In human interaction, loyalty is regarded as part of the glue that holds relationships together. Families, friendships, marriages, clans, organisations, nations, regions and states – all depend, at least in part, on loyalty to remain stable in times of difficulty. Loyalty can induce and sustain cooperation.
Herbert Hoover once said, “There are things in the world that cannot be brought about. There are mistakes that cannot be repaired. But there is one thing sure – that loyalty and friendship are the most precious possessions a man can have.”
However, seldom do we see this loyalty sustained, especially in our politics.
And PF deputy national chairman Davis Chama says well-wishers have run away from the party, making it difficult to hold a general conference and elect a new president.
He says most of the external support the party enjoyed while in power has disappeared after suffering defeat in the August 12, 2021 Presidential and General Election.
“You know, loyalty sometimes… ati ameno mafupa, ayi (teeth are just bones, right)? Some people will say I love you, I love you; it’s when you have the instruments of power. They will support you because you have something either to offer them in return or they anticipate that you can support them back,” says Chama. “If we had a smart way or a cheaper way or an alternative route to choose a president, I would love to go through that route so that we choose a president as soon as possible. But just to organise a general conference I can tell you because we have organised one before, it takes a lot of organisation, logistics, resources to transport because you want to bring people. Then people cannot even be transported properly or cannot be fed; or they’ll be abandoned. You can bring people and abandon them because you don’t have the means to take them back. Then the people will rise against you again, so you would have created a problem. So, those people who are saying, ‘no, convention, convention’, but they are not even bringing anything on the table that ‘oh, I’ll put forward such and such resources’. But they’re just saying I want a convention, we want to go for a conference!’’
We understand and appreciate Davis’ lamentations and the predicament the Patriotic Front has found itself in after losing the elections.
Imagine ahead of the August polls, well-wishers of all shades and hues were dishing out money to PF. The party was the trending thing.
Remember that undeclared/undisclosed ‘well-wisher’ who paid millions on behalf of those ministers Edgar Lungu had hoodwinked – through his legal gymnastics – to remain in office illegally after dissolution of parliament in 2016?
Why can’t these characters come to the rescue of the mighty boat? Why are they jumping ship so soon leaving the PF like the dead sea?
Henri Frederic Amiel warns that, “He who floats with the current, who does not guide himself according to higher principles, who has no ideal, no convictions-such a man is a mere article of the world’s furniture-a thing moved, instead of a living and moving being-an echo, not a voice.”
Yes, when a political party is in power, we see a lot of corporate institutions and wealthy individuals associate with such a party.
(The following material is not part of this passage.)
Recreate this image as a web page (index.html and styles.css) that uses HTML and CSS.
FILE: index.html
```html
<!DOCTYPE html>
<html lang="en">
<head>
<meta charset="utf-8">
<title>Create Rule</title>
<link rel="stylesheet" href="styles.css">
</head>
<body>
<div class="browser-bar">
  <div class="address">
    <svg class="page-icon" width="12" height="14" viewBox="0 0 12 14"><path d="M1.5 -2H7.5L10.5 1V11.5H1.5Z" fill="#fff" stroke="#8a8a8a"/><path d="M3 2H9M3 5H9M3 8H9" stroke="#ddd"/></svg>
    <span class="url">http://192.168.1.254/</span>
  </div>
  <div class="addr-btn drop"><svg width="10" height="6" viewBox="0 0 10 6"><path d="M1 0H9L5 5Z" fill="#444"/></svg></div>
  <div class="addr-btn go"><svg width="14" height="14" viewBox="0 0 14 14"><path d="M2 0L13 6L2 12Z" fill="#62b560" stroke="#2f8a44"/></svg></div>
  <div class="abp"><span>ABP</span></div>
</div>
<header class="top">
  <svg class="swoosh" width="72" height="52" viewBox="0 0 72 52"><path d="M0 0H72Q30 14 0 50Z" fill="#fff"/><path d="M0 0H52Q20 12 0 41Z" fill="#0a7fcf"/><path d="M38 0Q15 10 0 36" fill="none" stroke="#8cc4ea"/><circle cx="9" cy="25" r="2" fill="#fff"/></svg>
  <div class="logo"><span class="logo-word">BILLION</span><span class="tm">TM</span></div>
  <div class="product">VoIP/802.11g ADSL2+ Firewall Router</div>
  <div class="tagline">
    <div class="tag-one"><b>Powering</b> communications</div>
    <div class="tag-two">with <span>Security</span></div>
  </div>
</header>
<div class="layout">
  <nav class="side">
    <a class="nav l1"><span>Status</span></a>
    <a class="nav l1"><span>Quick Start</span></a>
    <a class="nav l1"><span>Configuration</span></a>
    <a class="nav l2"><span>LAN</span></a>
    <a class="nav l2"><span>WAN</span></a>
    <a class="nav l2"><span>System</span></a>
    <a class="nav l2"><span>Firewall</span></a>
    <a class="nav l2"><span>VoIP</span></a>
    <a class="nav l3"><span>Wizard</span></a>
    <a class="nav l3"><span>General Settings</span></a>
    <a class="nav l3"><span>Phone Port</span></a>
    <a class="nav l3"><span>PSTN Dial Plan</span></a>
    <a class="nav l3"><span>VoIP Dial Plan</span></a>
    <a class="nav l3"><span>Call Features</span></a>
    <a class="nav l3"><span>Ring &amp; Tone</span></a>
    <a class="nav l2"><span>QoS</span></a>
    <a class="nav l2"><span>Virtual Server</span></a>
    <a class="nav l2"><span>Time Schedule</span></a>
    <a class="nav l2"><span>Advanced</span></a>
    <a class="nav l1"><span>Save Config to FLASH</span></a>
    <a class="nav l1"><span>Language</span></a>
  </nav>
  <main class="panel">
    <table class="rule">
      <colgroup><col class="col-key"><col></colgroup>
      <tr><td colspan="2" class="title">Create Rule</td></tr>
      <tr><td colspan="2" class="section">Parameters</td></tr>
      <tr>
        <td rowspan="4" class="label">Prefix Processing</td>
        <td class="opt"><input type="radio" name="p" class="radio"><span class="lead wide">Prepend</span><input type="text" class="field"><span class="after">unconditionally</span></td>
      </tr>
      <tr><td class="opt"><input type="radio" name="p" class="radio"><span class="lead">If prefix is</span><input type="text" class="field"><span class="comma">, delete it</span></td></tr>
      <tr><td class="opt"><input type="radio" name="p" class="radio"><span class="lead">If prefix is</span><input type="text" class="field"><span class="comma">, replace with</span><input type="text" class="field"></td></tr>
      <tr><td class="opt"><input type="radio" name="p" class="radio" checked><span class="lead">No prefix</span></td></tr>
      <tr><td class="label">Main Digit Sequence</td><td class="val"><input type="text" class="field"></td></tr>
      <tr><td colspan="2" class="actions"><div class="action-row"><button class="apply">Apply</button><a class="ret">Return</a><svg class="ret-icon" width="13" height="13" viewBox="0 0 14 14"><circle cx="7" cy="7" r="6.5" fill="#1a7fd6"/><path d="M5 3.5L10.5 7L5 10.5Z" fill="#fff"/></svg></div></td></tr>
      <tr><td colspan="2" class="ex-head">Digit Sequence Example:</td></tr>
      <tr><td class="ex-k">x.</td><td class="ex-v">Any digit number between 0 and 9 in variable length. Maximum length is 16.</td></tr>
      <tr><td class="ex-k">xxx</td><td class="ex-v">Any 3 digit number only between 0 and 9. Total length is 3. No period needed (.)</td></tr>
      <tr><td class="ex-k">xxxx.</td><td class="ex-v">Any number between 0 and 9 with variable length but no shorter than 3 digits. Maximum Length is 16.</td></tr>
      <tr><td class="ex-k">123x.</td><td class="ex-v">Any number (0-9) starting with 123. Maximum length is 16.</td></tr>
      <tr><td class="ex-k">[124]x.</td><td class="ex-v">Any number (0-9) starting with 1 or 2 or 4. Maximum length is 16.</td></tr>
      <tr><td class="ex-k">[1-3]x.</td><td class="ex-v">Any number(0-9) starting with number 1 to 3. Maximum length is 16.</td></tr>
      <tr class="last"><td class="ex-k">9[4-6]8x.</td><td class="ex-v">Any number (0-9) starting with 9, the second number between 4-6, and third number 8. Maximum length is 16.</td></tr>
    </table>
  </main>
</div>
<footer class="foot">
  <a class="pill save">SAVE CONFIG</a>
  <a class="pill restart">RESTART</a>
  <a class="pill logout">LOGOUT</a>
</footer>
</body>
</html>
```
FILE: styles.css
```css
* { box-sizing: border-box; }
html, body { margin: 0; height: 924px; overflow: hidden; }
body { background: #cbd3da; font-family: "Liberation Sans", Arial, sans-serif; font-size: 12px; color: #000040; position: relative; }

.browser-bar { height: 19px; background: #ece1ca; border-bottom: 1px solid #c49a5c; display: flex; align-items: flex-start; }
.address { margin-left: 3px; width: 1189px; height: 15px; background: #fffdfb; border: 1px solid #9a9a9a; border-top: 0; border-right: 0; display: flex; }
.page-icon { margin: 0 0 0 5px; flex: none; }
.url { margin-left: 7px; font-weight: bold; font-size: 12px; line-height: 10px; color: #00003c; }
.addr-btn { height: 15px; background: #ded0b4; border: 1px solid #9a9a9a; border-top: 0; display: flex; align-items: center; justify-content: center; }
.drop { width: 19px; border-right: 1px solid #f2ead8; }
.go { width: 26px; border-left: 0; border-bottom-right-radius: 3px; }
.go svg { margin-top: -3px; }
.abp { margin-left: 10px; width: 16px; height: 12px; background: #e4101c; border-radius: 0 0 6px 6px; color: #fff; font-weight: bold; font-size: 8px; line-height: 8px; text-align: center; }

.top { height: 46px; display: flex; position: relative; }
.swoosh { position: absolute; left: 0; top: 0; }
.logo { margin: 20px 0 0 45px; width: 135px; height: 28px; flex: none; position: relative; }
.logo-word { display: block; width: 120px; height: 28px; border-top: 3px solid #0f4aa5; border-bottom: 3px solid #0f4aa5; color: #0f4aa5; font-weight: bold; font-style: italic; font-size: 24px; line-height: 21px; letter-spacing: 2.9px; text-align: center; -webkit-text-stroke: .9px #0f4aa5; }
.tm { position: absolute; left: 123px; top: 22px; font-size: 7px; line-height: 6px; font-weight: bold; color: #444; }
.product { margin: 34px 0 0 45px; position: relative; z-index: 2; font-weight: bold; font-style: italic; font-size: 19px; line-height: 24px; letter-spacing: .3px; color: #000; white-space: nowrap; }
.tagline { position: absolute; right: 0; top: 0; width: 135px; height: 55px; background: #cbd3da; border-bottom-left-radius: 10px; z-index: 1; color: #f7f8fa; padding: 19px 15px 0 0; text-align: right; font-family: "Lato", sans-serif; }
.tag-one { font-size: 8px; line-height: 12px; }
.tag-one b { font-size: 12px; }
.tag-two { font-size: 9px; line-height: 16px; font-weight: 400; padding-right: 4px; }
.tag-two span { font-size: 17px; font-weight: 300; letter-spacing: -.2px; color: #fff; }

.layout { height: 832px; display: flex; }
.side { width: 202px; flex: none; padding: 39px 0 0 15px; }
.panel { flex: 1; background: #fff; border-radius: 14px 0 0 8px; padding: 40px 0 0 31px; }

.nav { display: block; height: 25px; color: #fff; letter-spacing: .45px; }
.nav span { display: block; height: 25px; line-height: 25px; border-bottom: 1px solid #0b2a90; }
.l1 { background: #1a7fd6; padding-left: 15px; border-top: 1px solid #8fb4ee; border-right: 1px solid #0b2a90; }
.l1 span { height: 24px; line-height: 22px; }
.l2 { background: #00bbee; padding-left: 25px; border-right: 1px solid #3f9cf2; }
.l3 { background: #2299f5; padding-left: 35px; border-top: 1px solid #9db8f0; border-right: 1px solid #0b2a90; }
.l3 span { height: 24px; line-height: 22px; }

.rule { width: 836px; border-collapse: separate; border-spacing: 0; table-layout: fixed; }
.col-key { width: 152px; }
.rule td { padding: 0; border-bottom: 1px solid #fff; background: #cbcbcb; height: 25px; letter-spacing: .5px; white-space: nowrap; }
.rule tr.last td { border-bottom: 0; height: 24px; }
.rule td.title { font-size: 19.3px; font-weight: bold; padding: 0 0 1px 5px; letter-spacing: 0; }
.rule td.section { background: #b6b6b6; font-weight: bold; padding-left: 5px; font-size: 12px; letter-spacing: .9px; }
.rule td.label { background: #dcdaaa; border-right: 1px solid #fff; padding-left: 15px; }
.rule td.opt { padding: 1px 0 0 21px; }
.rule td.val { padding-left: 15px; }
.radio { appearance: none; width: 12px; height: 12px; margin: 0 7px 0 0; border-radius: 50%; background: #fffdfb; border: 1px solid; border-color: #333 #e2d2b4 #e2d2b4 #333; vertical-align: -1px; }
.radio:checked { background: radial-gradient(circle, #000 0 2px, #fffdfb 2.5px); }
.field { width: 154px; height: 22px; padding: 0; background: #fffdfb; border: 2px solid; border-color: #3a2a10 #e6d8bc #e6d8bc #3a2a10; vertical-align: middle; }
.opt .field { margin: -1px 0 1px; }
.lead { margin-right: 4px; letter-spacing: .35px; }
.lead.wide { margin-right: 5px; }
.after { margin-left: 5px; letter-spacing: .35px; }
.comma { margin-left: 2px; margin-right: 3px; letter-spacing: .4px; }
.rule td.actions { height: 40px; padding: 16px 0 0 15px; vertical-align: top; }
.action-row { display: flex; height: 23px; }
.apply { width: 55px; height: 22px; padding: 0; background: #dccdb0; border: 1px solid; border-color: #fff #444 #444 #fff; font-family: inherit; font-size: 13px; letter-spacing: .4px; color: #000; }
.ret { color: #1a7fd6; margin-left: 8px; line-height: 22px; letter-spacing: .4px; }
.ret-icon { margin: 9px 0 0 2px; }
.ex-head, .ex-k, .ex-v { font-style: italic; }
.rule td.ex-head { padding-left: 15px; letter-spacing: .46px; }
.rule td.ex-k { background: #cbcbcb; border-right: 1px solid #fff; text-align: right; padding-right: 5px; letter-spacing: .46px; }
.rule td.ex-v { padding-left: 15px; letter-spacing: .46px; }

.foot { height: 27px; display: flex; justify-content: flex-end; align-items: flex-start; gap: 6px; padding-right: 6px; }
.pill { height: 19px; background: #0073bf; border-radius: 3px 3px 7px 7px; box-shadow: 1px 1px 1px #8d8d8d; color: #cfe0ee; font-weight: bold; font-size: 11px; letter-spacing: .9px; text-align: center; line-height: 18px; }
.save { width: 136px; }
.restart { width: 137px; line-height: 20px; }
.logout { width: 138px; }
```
But once that party loses power, all these entities suddenly disappear in thin air – they no longer want to associate with that party.
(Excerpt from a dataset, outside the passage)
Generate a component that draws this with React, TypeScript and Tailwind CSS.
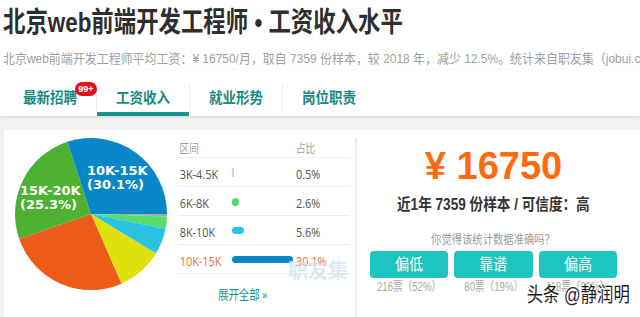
const slices = [
  { a0: 0, a1: 1.8, color: '#a9a9a9' },
  { a0: 1.8, a1: 11.2, color: '#58dc6b' },
  { a0: 11.2, a1: 31.4, color: '#2ac4e2' },
  { a0: 31.4, a1: 66.4, color: '#dfe00c' },
  { a0: 66.4, a1: 160.7, color: '#ee5a18' },
  { a0: 160.7, a1: 251.8, color: '#4db232' },
  { a0: 251.8, a1: 360, color: '#0a87c8' },
];

function slicePath(cx: number, cy: number, r: number, a0: number, a1: number) {
  const rad = (d: number) => (d * Math.PI) / 180;
  const x0 = cx + r * Math.cos(rad(a0));
  const y0 = cy + r * Math.sin(rad(a0));
  const x1 = cx + r * Math.cos(rad(a1));
  const y1 = cy + r * Math.sin(rad(a1));
  const large = a1 - a0 > 180 ? 1 : 0;
  return `M${cx},${cy} L${x0},${y0} A${r},${r} 0 ${large} 1 ${x1},${y1} Z`;
}

const rows = [
  { range: '3K-4.5K', pct: '0.5%', bar: 'w-[2px] h-[9px] bg-[#f0cbb4]', hot: false },
  { range: '6K-8K', pct: '2.6%', bar: 'w-[7px] h-[8px] rounded-full bg-[#58d86a]', hot: false },
  { range: '8K-10K', pct: '5.6%', bar: 'w-[12px] h-[7px] rounded-full bg-[#2ac4e4]', hot: false },
  { range: '10K-15K', pct: '30.1%', bar: 'w-[61px] h-[7px] rounded-full bg-[#0b87c9]', hot: true },
];

const votes = [
  { label: '偏低', count: '216票（52%）' },
  { label: '靠谱', count: '80票（19%）' },
  { label: '偏高', count: '118票（29%）' },
];

function Pie() {
  return (
    <svg width="152" height="152" viewBox="0 0 152 152">
      {slices.map((s) => (
        <path key={s.a0} d={slicePath(76, 76, 76, s.a0, s.a1)} fill={s.color} />
      ))}
      <g fill="#fff" fontFamily="DejaVu Sans" fontWeight="bold" fontSize="13">
        <text x="72" y="37">10K-15K</text>
        <text x="72" y="51">(30.1%)</text>
        <text x="5" y="57">15K-20K</text>
        <text x="5" y="71">(25.3%)</text>
      </g>
    </svg>
  );
}

export default function App() {
  return (
    <div className="h-[317px] w-[640px] overflow-hidden bg-white flex flex-col font-['Liberation_Sans','Noto_Sans_CJK_SC',sans-serif]">
      {/* Heading */}
      <div className="h-[46px] shrink-0 flex items-center pl-[3px] whitespace-nowrap">
        <h1 className="inline-block origin-left scale-x-[0.8] text-[28px] leading-none font-bold text-[#2e2e2e]">
          北京web前端开发工程师 • 工资收入水平
        </h1>
      </div>
      <div className="h-[24px] shrink-0 flex items-center pl-[3px] whitespace-nowrap">
        <p className="inline-block origin-left scale-x-[0.92] text-[13px] leading-none text-[#a0a0a0]">
          北京web前端开发工程师平均工资：¥ 16750/月，取自 7359 份样本，较 2018 年，减少 12.5%。统计来自职友集（jobui.com）
        </p>
      </div>

      {/* Tabs */}
      <div className="h-[46px] shrink-0 flex items-end pl-[4px] bg-white relative z-10 shadow-[0_1px_3px_rgba(0,0,0,0.12)]">
        <div className="relative w-[92px] h-full flex items-center justify-center pt-[15px] border-b-4 border-transparent">
          <span className="inline-block scale-x-[0.9] text-[15px] font-bold text-[#178a84]">最新招聘</span>
          <span className="absolute left-[71px] top-[12px] h-[14px] w-[22px] rounded-full bg-[#e50f16] text-white text-[9px] font-bold leading-[14px] text-center">
            99+
          </span>
        </div>
        <div className="w-px h-[27px] mb-[4px] bg-[#ebebeb]" />
        <div className="w-[92px] h-full flex items-center justify-center pt-[15px] border-b-4 border-[#15958f]">
          <span className="inline-block scale-x-[0.9] text-[15px] font-bold text-[#178a84]">工资收入</span>
        </div>
        <div className="w-px h-[27px] mb-[4px] bg-[#ebebeb]" />
        <div className="w-[92px] h-full flex items-center justify-center pt-[15px] border-b-4 border-transparent">
          <span className="inline-block scale-x-[0.9] text-[15px] font-bold text-[#178a84]">就业形势</span>
        </div>
        <div className="w-px h-[27px] mb-[4px] bg-[#ebebeb]" />
        <div className="w-[92px] h-full flex items-center justify-center pt-[15px] border-b-4 border-transparent">
          <span className="inline-block scale-x-[0.9] text-[15px] font-bold text-[#178a84]">岗位职责</span>
        </div>
      </div>

      {/* Body */}
      <div className="flex-1 bg-[#f2f2f2] pt-[14px] pl-[4px]">
        <div className="h-full bg-white flex">
          {/* Pie */}
          <div className="w-[174px] shrink-0 pl-[11px] pt-[8px]">
            <Pie />
          </div>

          {/* Distribution table */}
          <div className="w-[172px] shrink-0 pt-[10px] relative font-['Open_Sans','Noto_Sans_CJK_SC',sans-serif]">
            <div className="grid grid-cols-[54px_64px_1fr] items-center h-[18px] border-b border-[#ececec] text-[12px] text-[#a0a0a0]">
              <span className="inline-block origin-left scale-x-[0.8] pl-[2px] whitespace-nowrap">区间</span>
              <span />
              <span className="inline-block origin-left scale-x-[0.8] whitespace-nowrap">占比</span>
            </div>
            {rows.map((r) => (
              <div
                key={r.range}
                className="grid grid-cols-[54px_64px_1fr] items-center h-[29px] border-b border-[#ececec]"
              >
                <span
                  className={`inline-block origin-left scale-x-[0.84] pl-[2px] pt-[5px] text-[13px] whitespace-nowrap ${
                    r.hot ? 'text-[#f26b3b]' : 'text-[#555]'
                  }`}
                >
                  {r.range}
                </span>
                <div className="flex items-center pt-[1px]">
                  <div className={r.bar} />
                </div>
                <span
                  className={`inline-block origin-left scale-x-[0.84] pt-[5px] text-[13px] whitespace-nowrap ${
                    r.hot ? 'text-[#f26b3b]' : 'text-[#555]'
                  }`}
                >
                  {r.pct}
                </span>
              </div>
            ))}
            <div className="mt-[12px] pl-[40px] h-[18px] flex items-center">
              <span className="inline-block origin-left scale-x-[0.8] text-[13px] text-[#1f8f8a] whitespace-nowrap">
                展开全部 »
              </span>
            </div>
            <span className="absolute left-[110px] top-[131px] text-[20px] leading-none font-bold text-[#cfe2f3] opacity-70 whitespace-nowrap">
              职友集
            </span>
          </div>

          <div className="w-[2px] ml-[5px] mt-[8px] bg-[#ececec]" />

          {/* Average salary and votes */}
          <div className="flex-1 relative pl-[13px]">
            <div className="w-[247px] flex flex-col items-center pt-[14px]">
              <div className="h-[44px] leading-[44px] text-[38px] font-bold text-[#ff6a0e] whitespace-nowrap">¥ 16750</div>
              <div className="mt-[7px] h-[20px] leading-[20px] inline-block scale-x-[0.85] text-[16px] font-bold text-[#333] whitespace-nowrap">
                近1年 7359 份样本 / 可信度：高
              </div>
              <div className="mt-[17px] h-[16px] leading-[16px] inline-block scale-x-[0.86] text-[12px] text-[#9a9a9a] whitespace-nowrap">
                你觉得该统计数据准确吗？
              </div>
              <div className="mt-[3px] w-full grid grid-cols-3 gap-[6px]">
                {votes.map((v) => (
                  <div key={v.label} className="flex flex-col items-center">
                    <button className="w-full h-[27px] rounded-[4px] bg-[#1ec4bf] text-white flex items-center justify-center">
                      <span className="inline-block scale-x-[0.88] text-[16px] leading-none">{v.label}</span>
                    </button>
                    <span className="mt-[1px] h-[16px] leading-[16px] inline-block scale-x-[0.8] text-[12px] text-[#a8a8a8] whitespace-nowrap">
                      {v.count}
                    </span>
                  </div>
                ))}
              </div>
            </div>
            <span className="absolute right-[10px] bottom-[12px] inline-block origin-right scale-x-[0.82] text-[20px] leading-none text-[#1e1e1e] whitespace-nowrap [text-shadow:0_0_2px_#fff,0_0_2px_#fff,0_0_3px_#fff]">
              头条 @静润明
            </span>
          </div>
        </div>
      </div>
    </div>
  );
}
We saw this with UNIP when it lost power in 1991. At least UNIP could sustain itself because it had assets – many assets indeed. MMD suffered the same predicament, and now it’s PF. We are certain that UPND too will suffer the same ostracism when they are out of power.
But this scenario should not be tolerated, it has to stop. We have had organisations and individuals that have had no shame in practicing political prostitution – they have taken it as a norm. We have had donations to the ruling party, including to the first lady, all because they want to receive business favours – nothing else. They have literally mastered the art of opportunism without shame. And this has been going on from the UNIP days to date.
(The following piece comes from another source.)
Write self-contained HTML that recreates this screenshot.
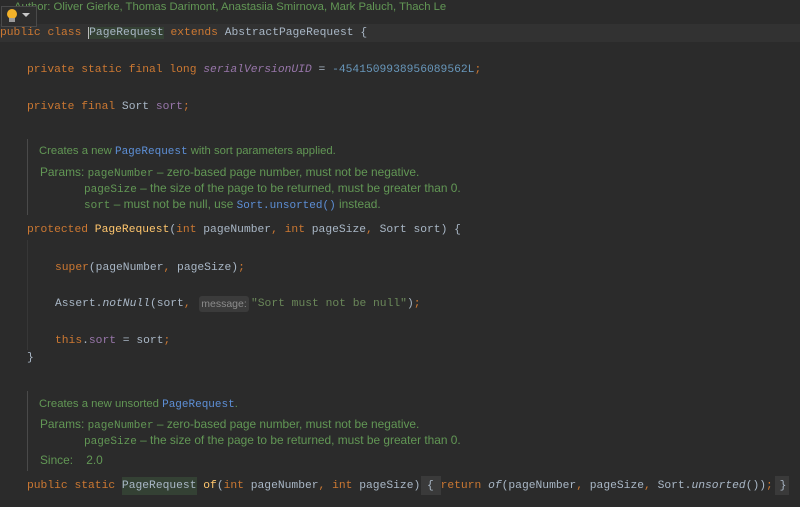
<!DOCTYPE html>
<html><head><meta charset="utf-8"><style>
html,body{margin:0;padding:0;background:#2b2b2b;width:800px;height:507px;overflow:hidden;position:relative}
.l{position:absolute;white-space:pre;font-family:"Liberation Mono",monospace;font-size:11.3px;line-height:16px;color:#a9b7c6}
.d{position:absolute;white-space:pre;font-family:"Liberation Sans",sans-serif;font-size:11.3px;line-height:16px;color:#629755}
.p{font-size:11.9px}
.d .m{font-family:"Liberation Mono",monospace;font-size:11px}
.k{color:#cc7832}.f{color:#9876aa}.n{color:#6897bb}.s{color:#6a8759}.me{color:#ffc66d}.lk{color:#5d8fd6}
.i{font-style:italic}
.hl{background:#344134}
.bar{position:absolute;left:27px;width:1px;background:#4a4a4a}
.guide{position:absolute;width:1px;background:#373737}
</style></head><body>
<div style="position:absolute;left:0;top:24px;width:800px;height:18px;background:#323232"></div>
<div class="d" style="left:14px;top:-1px;">Author: Oliver Gierke, Thomas Darimont, Anastasiia Smirnova, Mark Paluch, Thach Le</div>
<div style="position:absolute;left:1px;top:6px;width:34px;height:19px;border:1px solid #4a4a4a;background:#2e2e2e"></div>
<div style="position:absolute;left:7px;top:9px;width:10px;height:10px;border-radius:50%;background:#f3b229"></div>
<div style="position:absolute;left:9px;top:18px;width:6px;height:4px;background:#9a9a9a"></div>
<div style="position:absolute;left:22px;top:13px;width:0;height:0;border-left:4px solid transparent;border-right:4px solid transparent;border-top:4px solid #c8c8c8"></div>

<div class="l" style="left:0;top:25px"><span class="k">public class </span><span class="hl" style="border-left:1px solid #bbb">PageRequest</span><span class="k"> extends </span>AbstractPageRequest {</div>
<div class="l" style="left:27px;top:62px"><span class="k">private static final long </span><span class="f i">serialVersionUID</span> = <span class="n">-4541509938956089562L</span><span class="k">;</span></div>
<div class="l" style="left:27px;top:99px"><span class="k">private final </span>Sort <span class="f">sort</span><span class="k">;</span></div>

<div class="bar" style="top:139px;height:76px"></div>
<div class="d" style="left:39px;top:143px">Creates a new <span class="m lk">PageRequest</span> with sort parameters applied.</div>
<div class="d p" style="left:40px;top:164px">Params: <span class="m">pageNumber</span> – zero-based page number, must not be negative.</div>
<div class="d p" style="left:84px;top:180px"><span class="m">pageSize</span> – the size of the page to be returned, must be greater than 0.</div>
<div class="d p" style="left:84px;top:196px"><span class="m">sort</span> – must not be null, use <span class="m lk">Sort.unsorted()</span> instead.</div>

<div class="l" style="left:27px;top:222px"><span class="k">protected </span><span class="me">PageRequest</span>(<span class="k">int </span>pageNumber<span class="k">, int </span>pageSize<span class="k">, </span>Sort sort) {</div>
<div class="guide" style="left:27px;top:240px;height:110px"></div>
<div class="l" style="left:55px;top:260px"><span class="k">super</span>(pageNumber<span class="k">, </span>pageSize)<span class="k">;</span></div>
<div class="l" style="left:55px;top:296px">Assert.<span class="i">notNull</span>(sort<span class="k">, </span></div>
<div style="position:absolute;left:199px;top:296px;width:50px;height:16px;background:#3b3b3b;border-radius:3px;font-family:'Liberation Sans',sans-serif;font-size:10.5px;line-height:16px;color:#8c8c8c;text-align:center">message:</div>
<div class="l" style="left:251px;top:296px"><span class="s">"Sort must not be null"</span>)<span class="k">;</span></div>
<div class="l" style="left:55px;top:333px"><span class="k">this</span>.<span class="f">sort</span> = sort<span class="k">;</span></div>
<div class="l" style="left:27px;top:350px">}</div>

<div class="bar" style="top:391px;height:80px"></div>
<div class="d" style="left:39px;top:396px">Creates a new unsorted <span class="m lk">PageRequest</span>.</div>
<div class="d p" style="left:40px;top:416px">Params: <span class="m">pageNumber</span> – zero-based page number, must not be negative.</div>
<div class="d p" style="left:84px;top:432px"><span class="m">pageSize</span> – the size of the page to be returned, must be greater than 0.</div>
<div class="d p" style="left:40px;top:452px">Since:    2.0</div>

<div style="position:absolute;left:122px;top:477px;width:75px;height:18px;background:#344134"></div>
<div style="position:absolute;left:421px;top:476px;width:20px;height:19px;background:#3a3a3a"></div>
<div style="position:absolute;left:775px;top:476px;width:14px;height:19px;background:#3a3a3a"></div>
<div class="l" style="left:27px;top:478px"><span class="k">public static </span>PageRequest <span class="me">of</span>(<span class="k">int </span>pageNumber<span class="k">, int </span>pageSize) { <span class="k">return </span><span class="i">of</span>(pageNumber<span class="k">, </span>pageSize<span class="k">, </span>Sort.<span class="i">unsorted</span>())<span class="k">;</span> }</div>
</body></html>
It is therefore unbelievable to see some of the corporate institutions that paraded themselves before PF quickly switch and they are attempting to initiate certain economic programmes on behalf of the UPND which they never wanted to associate themselves with when it was in opposition. What nonsense is this? They come in all sorts of ways with concocted ideas and accents, which at the end of the day amount to nothing. Shame on them!
Loyalty is very important in all human society.
And empathy is what separates human beings from wild animals. But what we see in the political arena is disheartening. This untamed Africa mentality must come to an end!
There is no dignity is repeating the mantra that, “we work with the government of the day.” Rubbish!
Even in developed countries where politics are supposed to be more complicated there is loyalty to political parties. For example, in the United State, there are wealthy individuals and organisations that only donate resources to the Republican Party or the Democratic party. Whether that party is in power or in opposition, they will support it because they believe in its ideology or whatever. The same thing happens in the United Kingdom, Australia, India, South Africa, and other democracies.
It is shameful to have a bunch of business people, whatever they call themselves, to be prostituting with every other ruling party – throwing all virtues to the wind. What do they really believe in? Is it just business survival – selfishness?
In showing his appreciation for loyalty, Richard E Grant says, “I place an enormous premium on loyalty. If someone betrays me, I can forgive them rationally, but emotionally I have found it impossible to do so.”
And John Wooden warns that, “We can become great in the eyes of others, but we’ll never become successful when we compromise our character and show disloyalty toward friends or teammates. The reverse is also true: No individual or team will become great without loyalty.”